Midnight in Paris

         ...was nominated for best film last year as a dramatic comedy that gets the audience reveling in the excitement of a story about an interesting young American couple during their vacation to the French capital. Owen Wilson who plays the part of Gil, an aspiring writer whose fiancé, Inez(Jessica Adams) and her family set out for a nice bonding experience a few months before the two plan on tying the knot. Things seem to be in place for a dazzling little reprieve for the characters who afford to partake in the niceties that Paris has to offer like comfortable accommodations and good cuisine. So what could be better? Well as Gil comes to find out in a madly enchanting rendezvous, the city has more to offer than can be seen from the surface. Humorously, he gets sucked in to a time warp taking him back to the 1920’s when the city of lights beckoned a daunting nightlife of exhilarating degree among the artists of the day. One evening of the blissful experience, of which Gil tries to keep secret from his fiancée, isn’t enough to assuage the wild side of what’s to be had by such an occasion. So for several more nights, the opportunity avails itself to take part in high falutining with the iconic members of French avant garde society back then.
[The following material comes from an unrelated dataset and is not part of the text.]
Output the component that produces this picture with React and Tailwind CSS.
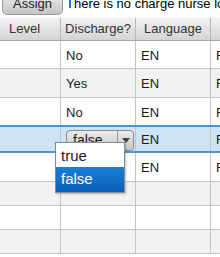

All the while waking up the next morning to the skeptic reality of himself and the soon to be in-laws who wander where Gil has been shuffling off to during the late evenings when he claims simply to be taking long walks for gathering writing material. Far from being a full on foreign production in another language, it offers none the less an encapsulating portrayal of a time that we probably would all like to experience if given such a chance.